Минуло еще некоторое время. Однажды Ева стояла на улице с подругой. Они оживленно болтали и не заметили, как с проезжавшего мимо экипажа на всем ходу соскочил молодой человек.

— Филиппин!.. — со смехом воскликнул он, схватив руку Евы. — Я выиграл! И знайте, что потребую многого.

Раньше чем она опомнилась, Фритьоф в несколько прыжков догнал экипаж.

Филиппин! Ева растерянно улыбалась. Подруга нетерпеливо заглядывала ей в глаза, всем своим видом говоря: «Ну? Я сгораю от любопытства!»

Ева нехотя рассказала, что перед отъездом в Гренландию этот самый Нансен был у них дома. И есть такая глупая игра: двое съедают по половине одного грецкого ореха, и тот, кто при следующей встрече первый успеет сказать «Филиппин», считается выигравшим и может требовать любой подарок…
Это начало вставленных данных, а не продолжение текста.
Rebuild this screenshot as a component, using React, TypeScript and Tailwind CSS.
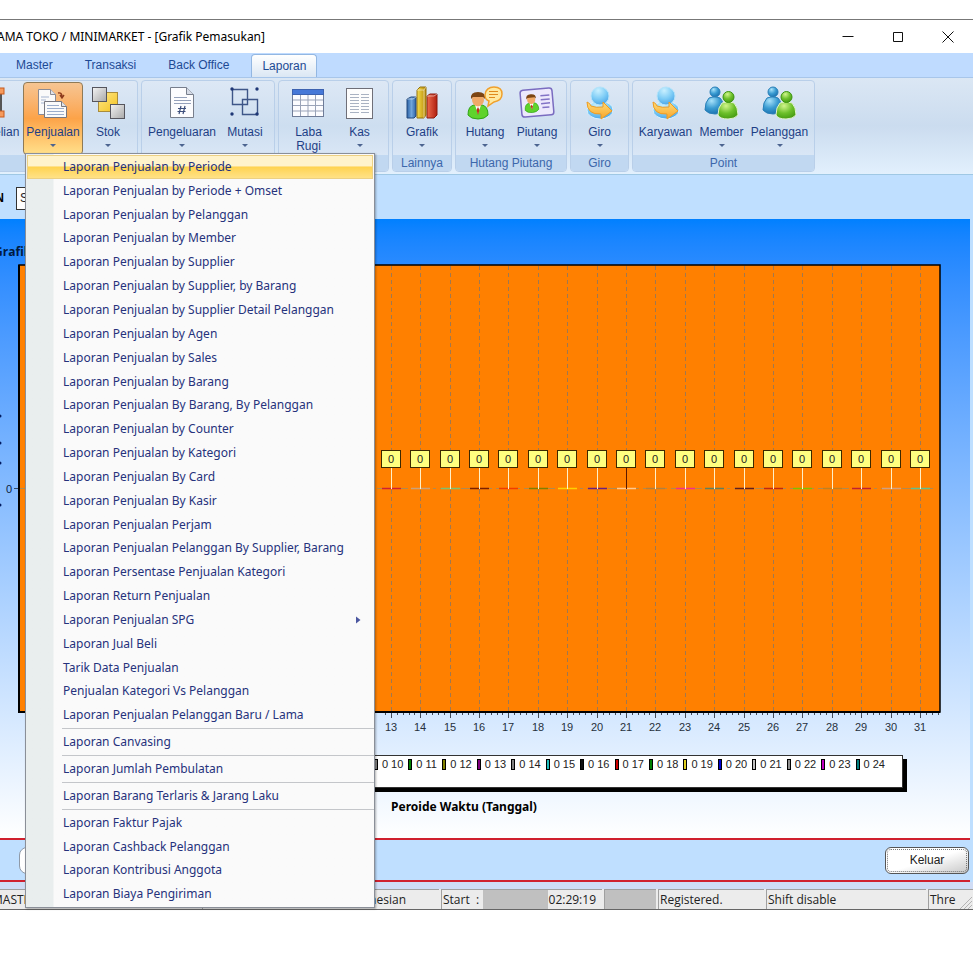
import type { ReactNode } from "react";
import clsx from "clsx";

const TABS = ["Master", "Transaksi", "Back Office"];

const MENU_SECTIONS = [
  [
    "Laporan Penjualan by Periode",
    "Laporan Penjualan by Periode + Omset",
    "Laporan Penjualan by Pelanggan",
    "Laporan Penjualan by Member",
    "Laporan Penjualan by Supplier",
    "Laporan Penjualan by Supplier, by Barang",
    "Laporan Penjualan by Supplier Detail Pelanggan",
    "Laporan Penjualan by Agen",
    "Laporan Penjualan by Sales",
    "Laporan Penjualan by Barang",
    "Laporan Penjualan By Barang, By Pelanggan",
    "Laporan Penjualan by Counter",
    "Laporan Penjualan by Kategori",
    "Laporan Penjualan By Card",
    "Laporan Penjualan By Kasir",
    "Laporan Penjualan Perjam",
    "Laporan Penjualan Pelanggan By Supplier, Barang",
    "Laporan Persentase Penjualan Kategori",
    "Laporan Return Penjualan",
    "Laporan Penjualan SPG",
    "Laporan Jual Beli",
    "Tarik Data Penjualan",
    "Penjualan Kategori Vs Pelanggan",
    "Laporan Penjualan Pelanggan Baru / Lama",
  ],
  ["Laporan Canvasing"],
  ["Laporan Jumlah Pembulatan"],
  ["Laporan Barang Terlaris & Jarang Laku"],
  [
    "Laporan Faktur Pajak",
    "Laporan Cashback Pelanggan",
    "Laporan Kontribusi Anggota",
    "Laporan Biaya Pengiriman",
  ],
];

const DAYS = Array.from({ length: 19 }, (_, i) => i + 13);
const DAY_COLORS = [
  "#d02030", "#c9a27a", "#7fc070", "#7a2000", "#f03c00", "#7f8000", "#ffd000",
  "#6a2080", "#ffc890", "#b08040", "#f0308c", "#5f8060", "#602020", "#c02810",
  "#80c000", "#c08020", "#c02030", "#d0a080", "#60c090",
];

const LEGEND = [
  { day: 10, color: "#808080" },
  { day: 11, color: "#008000" },
  { day: 12, color: "#808000" },
  { day: 13, color: "#800080" },
  { day: 14, color: "#808080" },
  { day: 15, color: "#20c0c0" },
  { day: 16, color: "#101010" },
  { day: 17, color: "#d00000" },
  { day: 18, color: "#008000" },
  { day: 19, color: "#e0d020" },
  { day: 20, color: "#0000d0" },
  { day: 21, color: "#c0c0c0" },
  { day: 22, color: "#909090" },
  { day: 23, color: "#c000c0" },
  { day: 24, color: "#008080" },
];

function Icon({ children }: { children: ReactNode }) {
  return (
    <svg width="36" height="36" viewBox="0 0 36 36" className="shrink-0" aria-hidden="true">
      {children}
    </svg>
  );
}

function Defs() {
  return (
    <svg width="0" height="0" className="absolute" aria-hidden="true">
      <defs>
        <linearGradient id="silver" x1="0" y1="0" x2="1" y2="1">
          <stop offset="0" stopColor="#f4f4f4" />
          <stop offset="1" stopColor="#a8a8a8" />
        </linearGradient>
        <linearGradient id="gold" x1="0" y1="0" x2="1" y2="1">
          <stop offset="0" stopColor="#ffe88a" />
          <stop offset="1" stopColor="#f3c21e" />
        </linearGradient>
        <linearGradient id="arrow" x1="0" y1="0" x2="0" y2="1">
          <stop offset="0" stopColor="#ffdc78" />
          <stop offset="1" stopColor="#f7a428" />
        </linearGradient>
        <radialGradient id="sky" cx="0.4" cy="0.2" r="0.9">
          <stop offset="0" stopColor="#c9f0ff" />
          <stop offset="0.5" stopColor="#7fcdf6" />
          <stop offset="1" stopColor="#3f9ce4" />
        </radialGradient>
        <radialGradient id="blue" cx="0.35" cy="0.25" r="0.85">
          <stop offset="0" stopColor="#a8e2fa" />
          <stop offset="0.5" stopColor="#3a9cd2" />
          <stop offset="1" stopColor="#1568a8" />
        </radialGradient>
        <radialGradient id="green" cx="0.4" cy="0.25" r="0.85">
          <stop offset="0" stopColor="#d2f58c" />
          <stop offset="0.5" stopColor="#6cc02a" />
          <stop offset="1" stopColor="#3c920c" />
        </radialGradient>
        <linearGradient id="barBlue">
          <stop offset="0" stopColor="#2d63a6" />
          <stop offset="0.5" stopColor="#6fa5dc" />
          <stop offset="1" stopColor="#2d63a6" />
        </linearGradient>
        <linearGradient id="barGold">
          <stop offset="0" stopColor="#f5dc4a" />
          <stop offset="1" stopColor="#b88a08" />
        </linearGradient>
        <linearGradient id="barRed">
          <stop offset="0" stopColor="#ee6a4c" />
          <stop offset="1" stopColor="#b01f10" />
        </linearGradient>
      </defs>
    </svg>
  );
}

function PurchaseIcon() {
  return (
    <Icon>
      <path d="M12 6h18M12 29h18M16 6v23M28 6v23" stroke="#555" strokeWidth="2" fill="none" />
      <rect x="25" y="3" width="6" height="6" fill="#f59a5c" stroke="#c85a1c" />
      <rect x="25" y="26" width="6" height="6" fill="#f59a5c" stroke="#c85a1c" />
    </Icon>
  );
}

function SalesIcon() {
  return (
    <Icon>
      <path d="M3.500 4.500h12l5 5v20h-17z" fill="#fafafa" stroke="#8b8b94" />
      <path d="M15.500 4.500v5h5" fill="#dfe3ea" stroke="#8b8b94" />
      <path d="M6 12h8M6 15h5M6 18h3" stroke="#a5b4cf" />
      <path d="M9.500 16.500h17l5 5v11h-22z" fill="#fafafa" stroke="#77777f" />
      <path d="M26.500 16.500v5h5" fill="#dfe3ea" stroke="#77777f" />
      <path d="M12 20.500h12M12 23.500h17M12 26.500h17M12 29.500h17" stroke="#9badcb" />
      <path d="M23 8q4-1 4 4m-2-2l2 3 2-3" fill="none" stroke="#8d3a1c" strokeWidth="1.400" />
    </Icon>
  );
}

function StockIcon() {
  return (
    <Icon>
      <rect x="8.500" y="7.500" width="19" height="19" fill="url(#gold)" stroke="#a98c3c" />
      <rect x="2.500" y="2.500" width="14" height="14" fill="url(#silver)" stroke="#55555d" />
      <rect x="20.500" y="19.500" width="14" height="14" fill="url(#silver)" stroke="#55555d" />
    </Icon>
  );
}

function ExpenseIcon() {
  return (
    <Icon>
      <path d="M6.500 2.500h16l7 7v23h-23z" fill="#fcfcfe" stroke="#777e8c" />
      <path d="M22.500 2.500v7h7" fill="#d6dbe6" stroke="#777e8c" />
      <path d="M10 12.500h13M10 15.500h17M10 18.500h17" stroke="#95a1bb" />
      <path d="M17 21l-2 8M21 21l-2 8M14 23.500h8M13.500 26.500h8" stroke="#3d4f7c" strokeWidth="1.200" />
    </Icon>
  );
}

function MutationIcon() {
  return (
    <Icon>
      <path d="M5.500 4.500h15v15h-15zM15.500 14.500h15v15h-15z" fill="none" stroke="#3e5688" strokeWidth="1.400" />
      <g fill="#1f3776">
        <circle cx="5" cy="4" r="1.700" />
        <circle cx="30" cy="4" r="1.700" />
        <circle cx="5" cy="29" r="1.700" />
        <circle cx="30" cy="29" r="1.700" />
      </g>
    </Icon>
  );
}

function TableIcon() {
  return (
    <Icon>
      <rect x="1.500" y="4.500" width="31" height="27" fill="#fcfcff" stroke="#6f7c98" />
      <rect x="1.500" y="4.500" width="31" height="5" fill="#4678d8" stroke="#3c62b0" />
      <path d="M2 15h30M2 20.500h30M2 26h30M9.500 10v21M17 10v21M24.500 10v21" stroke="#9aa3b8" />
    </Icon>
  );
}

function CashIcon() {
  return (
    <Icon>
      <rect x="4.500" y="3.500" width="26" height="30" fill="#fdfdfd" stroke="#6f6f78" />
      <path
        d="M8 9.500h9M8 12.500h9M8 15.500h9M8 18.500h9M8 21.500h9M8 24.500h9M8 27.500h9M19 9.500h8M19 12.500h8M19 15.500h8M19 18.500h8M19 21.500h8M19 24.500h8M19 27.500h8"
        stroke="#a9b2c2"
      />
    </Icon>
  );
}

function ChartIcon() {
  return (
    <Icon>
      <path d="M3 14l4-2h5v19l-2 2H3z" fill="url(#barBlue)" stroke="#23497c" />
      <path d="M23 11l3-2h7v21l-3 3h-7z" fill="url(#barRed)" stroke="#8a1a0e" />
      <path d="M13 5l3-3h6v28l-2 3h-7z" fill="url(#barGold)" stroke="#93710c" />
      <path d="M13 5h7l2-3M20 5v28M3 14h6l3-2M23 11h7l3-2" fill="none" stroke="#fff" strokeOpacity="0.5" />
    </Icon>
  );
}

function Person() {
  return (
    <>
      <path d="M1 30q0-9 6-10h8q6 1 6 10-3 4-10 4T1 30z" fill="#5fd32c" stroke="#2fa414" />
      <path d="M8 20l3 9 3-9z" fill="#fff" />
      <path d="M11 22l-1.500 3L11 30l1.500-5z" fill="#c22a1c" />
      <ellipse cx="11" cy="15" rx="6" ry="6.500" fill="#f0a968" />
      <path d="M4 14q-1-7 7-7t7 7l-2-2H6z" fill="#7c4513" />
    </>
  );
}

function DebtIcon() {
  return (
    <Icon>
      <Person />
      <path
        d="M27 2c5 0 8 2 8 7 0 4-3 7-8 8l-6 4 1-5c-3-1-4-3-4-6 0-5 4-8 9-8z"
        fill="#ffe9a0"
        stroke="#f0a02c"
        strokeWidth="1.500"
      />
      <path d="M22 6.500h9M22 9.500h9M22 12.500h6" stroke="#e08a1c" />
    </Icon>
  );
}

function ReceivableIcon() {
  return (
    <Icon>
      <g transform="rotate(-5 18 18)">
        <rect x="2" y="4" width="32" height="27" rx="3" fill="#ece9fc" stroke="#7a6cc0" strokeWidth="1.500" />
        <g transform="translate(5 4) scale(0.680)">
          <Person />
        </g>
        <path d="M22 11h9M22 15h9M22 19h9M23 23h7" stroke="#8274c6" strokeWidth="1.500" />
      </g>
    </Icon>
  );
}

function ExchangeIcon() {
  return (
    <Icon>
      <ellipse cx="18" cy="25" rx="13" ry="9" fill="url(#sky)" stroke="#d8f1ff" />
      <circle cx="18" cy="11" r="9" fill="url(#sky)" stroke="#b4e3fa" />
      <path
        d="M5 17q3 1 4 4 5 2 12 1v-5l9 9-11 8v-5Q5 30 5 17z"
        fill="url(#arrow)"
        stroke="#ee9c24"
        strokeLinejoin="round"
      />
    </Icon>
  );
}

function MembersIcon() {
  return (
    <Icon>
      <path d="M1 25q0-8 4-12 6-3 11 0 4 4 4 13-3 3-9 3-7 0-10-4z" fill="url(#blue)" stroke="#2a80b8" />
      <circle cx="11" cy="7" r="5" fill="url(#blue)" stroke="#2a80b8" />
      <path d="M14 30q0-8 4-12 6-3 12 0 4 4 4 12-3 4-10 4-8 0-10-4z" fill="url(#green)" stroke="#e0f2cc" />
      <circle cx="24.500" cy="12" r="5.500" fill="url(#green)" stroke="#3c9410" />
    </Icon>
  );
}

type RibbonButtonProps = {
  label: string;
  width: string;
  icon: ReactNode;
  active?: boolean;
  arrow?: boolean;
};

function RibbonButton({ label, width, icon, active, arrow = true }: RibbonButtonProps) {
  return (
    <button
      className={clsx(
        "flex shrink-0 flex-col items-center rounded-sm border pt-[2px] text-xs leading-[14px] text-[#1e3f86]",
        width,
        active
          ? "border-[#8f7a56] bg-linear-to-b from-[#f6c592] via-[#fca348] to-[#ffe08a]"
          : "border-transparent",
      )}
    >
      {icon}
      <span className="mt-[4px]">{label}</span>
      {arrow && (
        <svg width="6" height="4" viewBox="0 0 6 4" className="mt-[5px]" aria-hidden="true">
          <path d="M0 0h6L3 3z" fill="#4c6490" />
        </svg>
      )}
    </button>
  );
}

type RibbonGroupProps = { title?: string; width: string; end?: boolean; children: ReactNode };

function RibbonGroup({ title, width, end, children }: RibbonGroupProps) {
  return (
    <div
      className={clsx(
        "flex h-[92px] shrink-0 flex-col overflow-hidden border border-[#b9cfe9] bg-linear-to-b from-[#dde8f5] via-[#cddef0] to-[#e0ebf9]",
        end ? "rounded-r-sm border-l-0" : "rounded-sm",
        width,
      )}
    >
      <div className={clsx("flex min-h-0 flex-1 pt-px", end ? "justify-end pr-1" : "justify-center")}>
        {children}
      </div>
      <div className="h-4 bg-[#c1d8f1] text-center text-xs leading-4 text-[#3c67ab]">{title}</div>
    </div>
  );
}

function Ribbon() {
  return (
    <div className="flex h-[98px] gap-[3px] overflow-hidden border-y border-t-[#a8c6ea] border-b-[#9fc8e4] bg-linear-to-b from-[#dbe7f4] via-[#cbdcef] to-[#e2f0fd] pt-[2px]">
      <RibbonGroup width="w-[138px]" end>
        <RibbonButton label="Pembelian" width="w-[64px]" icon={<PurchaseIcon />} />
        <RibbonButton label="Penjualan" width="w-[60px]" icon={<SalesIcon />} active />
        <RibbonButton label="Stok" width="w-[50px]" icon={<StockIcon />} />
      </RibbonGroup>
      <RibbonGroup width="w-[134px]">
        <RibbonButton label="Pengeluaran" width="w-[74px]" icon={<ExpenseIcon />} />
        <RibbonButton label="Mutasi" width="w-[52px]" icon={<MutationIcon />} />
      </RibbonGroup>
      <RibbonGroup width="w-[111px]">
        <RibbonButton label="Laba Rugi" width="w-[52px]" icon={<TableIcon />} arrow={false} />
        <RibbonButton label="Kas" width="w-[50px]" icon={<CashIcon />} />
      </RibbonGroup>
      <RibbonGroup title="Lainnya" width="w-[60px]">
        <RibbonButton label="Grafik" width="w-[52px]" icon={<ChartIcon />} />
      </RibbonGroup>
      <RibbonGroup title="Hutang Piutang" width="w-[112px]">
        <RibbonButton label="Hutang" width="w-[52px]" icon={<DebtIcon />} />
        <RibbonButton label="Piutang" width="w-[52px]" icon={<ReceivableIcon />} />
      </RibbonGroup>
      <RibbonGroup title="Giro" width="w-[59px]">
        <RibbonButton label="Giro" width="w-[52px]" icon={<ExchangeIcon />} />
      </RibbonGroup>
      <RibbonGroup title="Point" width="w-[183px]">
        <RibbonButton label="Karyawan" width="w-[58px]" icon={<ExchangeIcon />} arrow={false} />
        <RibbonButton label="Member" width="w-[54px]" icon={<MembersIcon />} />
        <RibbonButton label="Pelanggan" width="w-[62px]" icon={<MembersIcon />} />
      </RibbonGroup>
    </div>
  );
}

function TitleBar() {
  return (
    <header className="flex h-[33px] items-center justify-between bg-white font-['Noto_Sans',sans-serif]">
      <h1 className="-ml-[3px] text-xs whitespace-nowrap text-black">
        AMA TOKO / MINIMARKET - [Grafik Pemasukan]
      </h1>
      <div className="flex shrink-0">
        <button aria-label="Minimize" className="flex h-8 w-[50px] items-center justify-center">
          <svg width="12" height="12" viewBox="0 0 12 12">
            <path d="M0.500 5.500h11" stroke="#111" />
          </svg>
        </button>
        <button aria-label="Maximize" className="flex h-8 w-[50px] items-center justify-center">
          <svg width="12" height="12" viewBox="0 0 12 12">
            <path d="M1.500 1.500h9v9h-9z" fill="none" stroke="#111" />
          </svg>
        </button>
        <button aria-label="Close" className="flex h-8 w-[50px] items-center justify-center">
          <svg width="12" height="12" viewBox="0 0 12 12">
            <path d="M0.500 0.500l11 11M11.500 0.500l-11 11" stroke="#111" />
          </svg>
        </button>
      </div>
    </header>
  );
}

function ReportMenu() {
  return (
    <div
      role="menu"
      className="absolute top-[153px] left-[25px] flex h-[755px] w-[350px] flex-col border border-[#8a8f98] bg-[#fafafa] bg-linear-to-r from-[#e9eeee] from-[27px] to-[#fafafa] to-[28px] py-px font-['Noto_Sans',sans-serif] shadow-[1px_1px_2px_rgba(0,0,0,0.3)]"
    >
      {MENU_SECTIONS.map((section, index) => (
        <div key={section[0]} className="contents">
          {index > 0 && (
            <div role="separator" className="ml-9 flex h-[3px] items-center">
              <div className="h-px w-full bg-[#c4c6ca]" />
            </div>
          )}
          {section.map((label, i) => (
            <button
              key={label}
              role="menuitem"
              className={clsx(
                "mx-px flex min-h-0 flex-1 items-center justify-between pr-3 pl-9 text-left text-xs leading-4 whitespace-nowrap text-[#26327c]",
                index === 0 &&
                  i === 0 &&
                  "bg-linear-to-b from-[#fff3cb] from-45% via-[#ffd34e] via-50% to-[#ffe38a] shadow-[inset_0_0_0_1px_#ecd083]",
              )}
            >
              {label}
              {label === "Laporan Penjualan SPG" && (
                <svg width="5" height="8" viewBox="0 0 5 8" aria-hidden="true">
                  <path d="M0 0.500L4.500 4 0 7.500z" fill="#4b57a0" />
                </svg>
              )}
            </button>
          ))}
        </div>
      ))}
    </div>
  );
}

const dayX = (day: number) => Math.round(38 + (day - 1) * 29.4);

function Plot() {
  return (
    <svg viewBox="0 0 970 522" className="block w-full" fontFamily="'Liberation Sans', sans-serif" fontSize="11">
      <text x="-6" y="37" fontSize="12" fontWeight="bold" fontFamily="'Open Sans', sans-serif" fill="#001a40">
        Grafik
      </text>
      <g fill="#001a60">
        <circle cx="0" cy="197" r="1.500" />
        <circle cx="0" cy="224" r="1.500" />
        <circle cx="0" cy="244" r="1.500" />
        <circle cx="0" cy="286" r="1.500" />
      </g>
      <text x="6" y="274" fill="#0b2242">
        0
      </text>
      <path d="M14 269.500h5" stroke="#334a66" />
      <rect x="19" y="46" width="921" height="447" fill="#ff8000" stroke="#000" strokeWidth="1.500" />
      <path d="M19 46v447h921" fill="none" stroke="#000" strokeWidth="2" />
      <path d="M20 269.500h917" stroke="#b08a50" strokeDasharray="10 4 3 4" />
      {DAYS.map((day, i) => {
        const x = dayX(day);
        return (
          <g key={day}>
            <path d={`M${x + 0.5} 47v445`} stroke="#a07850" strokeDasharray="4 3" />
            <path d={`M${x - 9} 269.500h19`} stroke={DAY_COLORS[i]} strokeWidth="1.500" />
            <path d={`M${x + 0.5} 249v21`} stroke={day === 21 ? "#5a1800" : "#fff0c8"} />
            <rect x={x - 9.5} y="231.500" width="19" height="17" fill="#ffff80" stroke="#3c2800" />
            <text x={x} y="244" textAnchor="middle" fill="#222">
              0
            </text>
            <path
              d={`M${x + 0.5} 494v5M${x + 6.5} 494v2M${x + 12.5} 494v2M${x + 18.5} 494v2M${x - 5.5} 494v2`}
              stroke="#444c58"
            />
            <text x={x} y="512" textAnchor="middle" fill="#26303c">
              {day}
            </text>
          </g>
        );
      })}
    </svg>
  );
}

function ChartPanel() {
  return (
    <section className="mr-[3px] flex h-[619px] flex-col overflow-hidden bg-linear-to-b from-[#0080ff] to-white">
      <Plot />
      <ul className="mt-[14px] mr-[67px] ml-[60px] flex h-[33px] justify-end border border-[#333] bg-white pt-[2px] pr-3 text-[11px] leading-3 text-[#222] shadow-[4px_4px_0_#000]">
        {LEGEND.map((entry) => (
          <li key={entry.day} className="flex min-w-[34px] flex-none gap-1 pr-[5px] whitespace-nowrap">
            <span className="mt-px h-[11px] w-1 shrink-0 border border-black" style={{ background: entry.color }} />
            0 {entry.day}
          </li>
        ))}
      </ul>
      <p className="mt-[11px] pr-[42px] text-center font-['Noto_Sans',sans-serif] text-xs leading-4 font-bold text-black">
        Peroide Waktu (Tanggal)
      </p>
    </section>
  );
}

function StatusCell({ className, children }: { className?: string; children?: ReactNode }) {
  return (
    <div
      className={clsx(
        "flex shrink-0 items-center overflow-hidden border-t border-l border-[#a0a0a0] px-px whitespace-nowrap",
        className,
      )}
    >
      {children}
    </div>
  );
}

function StatusBar() {
  return (
    <footer className="flex h-[21px] gap-[2px] overflow-hidden border-b border-[#666] bg-[#ececec] font-['Open_Sans',sans-serif] text-xs text-[#222]">
      <StatusCell className="w-[200px] border-l-0">
        <span className="-ml-[9px]">MASTER</span>
      </StatusCell>
      <StatusCell className="w-[237px] justify-end pr-[33px]">Indonesian</StatusCell>
      <StatusCell className="w-[161px] justify-between pr-[6px]">
        <span className="w-10">Start&nbsp; :</span>
        <span className="mr-px h-full flex-1 bg-[#c0c0c0]" />
        02:29:19
      </StatusCell>
      <StatusCell className="w-[52px] bg-[#c0c0c0]" />
      <StatusCell className="w-[106px]">Registered.</StatusCell>
      <StatusCell className="w-[160px]">Shift disable</StatusCell>
      <StatusCell className="min-w-0 flex-1 shrink justify-between">
        Thre
        <svg width="12" height="12" viewBox="0 0 12 12" className="shrink-0 self-end" aria-hidden="true">
          <path d="M0 12L12 0M4 12l8-8M8 12l4-4" stroke="#b4b4b4" />
        </svg>
      </StatusCell>
    </footer>
  );
}

export default function App() {
  return (
    <div className="relative min-h-screen overflow-hidden bg-white pt-[19px] font-['Liberation_Sans',sans-serif]">
      <Defs />
      <div className="border-t border-[#777] bg-[#bfdfff]">
        <TitleBar />
        <nav className="flex h-[24px] items-end bg-[#bfdbff] text-xs text-[#1e4a94]">
          {TABS.map((tab) => (
            <button key={tab} className="h-6 px-4">
              {tab}
            </button>
          ))}
          <button className="ml-[6px] h-[23px] rounded-t-sm border border-b-0 border-[#93b7e2] bg-linear-to-b from-white to-[#dbe7f4] px-[10px]">
            Laporan
          </button>
        </nav>
        <Ribbon />
        <div className="flex h-[44px] items-center gap-[12px] pt-[2px]">
          <label htmlFor="periode" className="flex w-1 justify-end overflow-hidden text-xs font-bold text-black">
            N
          </label>
          <select
            id="periode"
            className="h-[23px] w-[200px] appearance-none border border-[#333] bg-white px-[3px] text-xs text-[#222]"
          >
            <option>S</option>
          </select>
        </div>
        <ChartPanel />
        <div className="mr-[3px] flex h-[44px] items-center justify-between border-y-2 border-[#d0202e] pl-[19px]">
          <button aria-label="Cetak" className="h-[27px] w-[84px] rounded-lg border border-[#8f9aa8] bg-white" />
          <button className="mr-px h-[27px] w-[84px] rounded-md border border-[#555] bg-linear-to-br from-white from-50% to-[#c8c8c8] text-xs text-[#222] outline outline-dotted outline-[#777] -outline-offset-3">
            Keluar
          </button>
        </div>
        <div className="h-[7px] bg-[#cfdcf5]" />
        <StatusBar />
      </div>
      <ReportMenu />
    </div>
  );
}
— Он писал тебе оттуда? Да?

— Несколько строчек с дороги…

— А по-моему, он от тебя без ума!

— Глупости! — вспыхнула Ева.

Все это произошло летом 1889 года, а немного позднее, в дождливую августовскую ночь, сводную сестру Фритьофа разбудил сильный стук в дверь. Было далеко за полночь — время не очень подходящее для визитов. Поэтому муж сестры, раньше чем открыть дверь, распахнул окно и гаркнул:

— Какого черта! Кто это беспокоит людей по ночам?

Под окном стояла длинная серая фигура.

— Фритьоф? Ты?

— Я. Впусти.

Наверное, произошло какое-нибудь несчастье. Сестра дрожащими руками зажгла лампу. Вошел Фритьоф в обвисшем мокром костюме. На полу тотчас образовалась лужа.

— Боже мой, Фритьоф, что случилось?

Фритьоф, поглубже засунув руки в карманы, сказал:

— Решено — я женюсь на Еве!

Муж сестры выругался, прежде чем поздравить жениха. Затем он пошел за вином. Начался ночной пир. Фритьоф не был особенно откровенным с сестрой и сказал коротко, что и сам не заметил, как полюбил Еву, и что Ева тоже любит его. Так почему бы им не быть счастливыми!

Сестра в душе не одобряла выбор Фритьофа. Ева была младшей в семье, ее баловали с детства. Она привыкла к поклонению, к успеху на сцене. А Фритьоф всегда по горло занят своими делами. Или, может, Ева заставит его взяться за ум и получить солидное, спокойное место?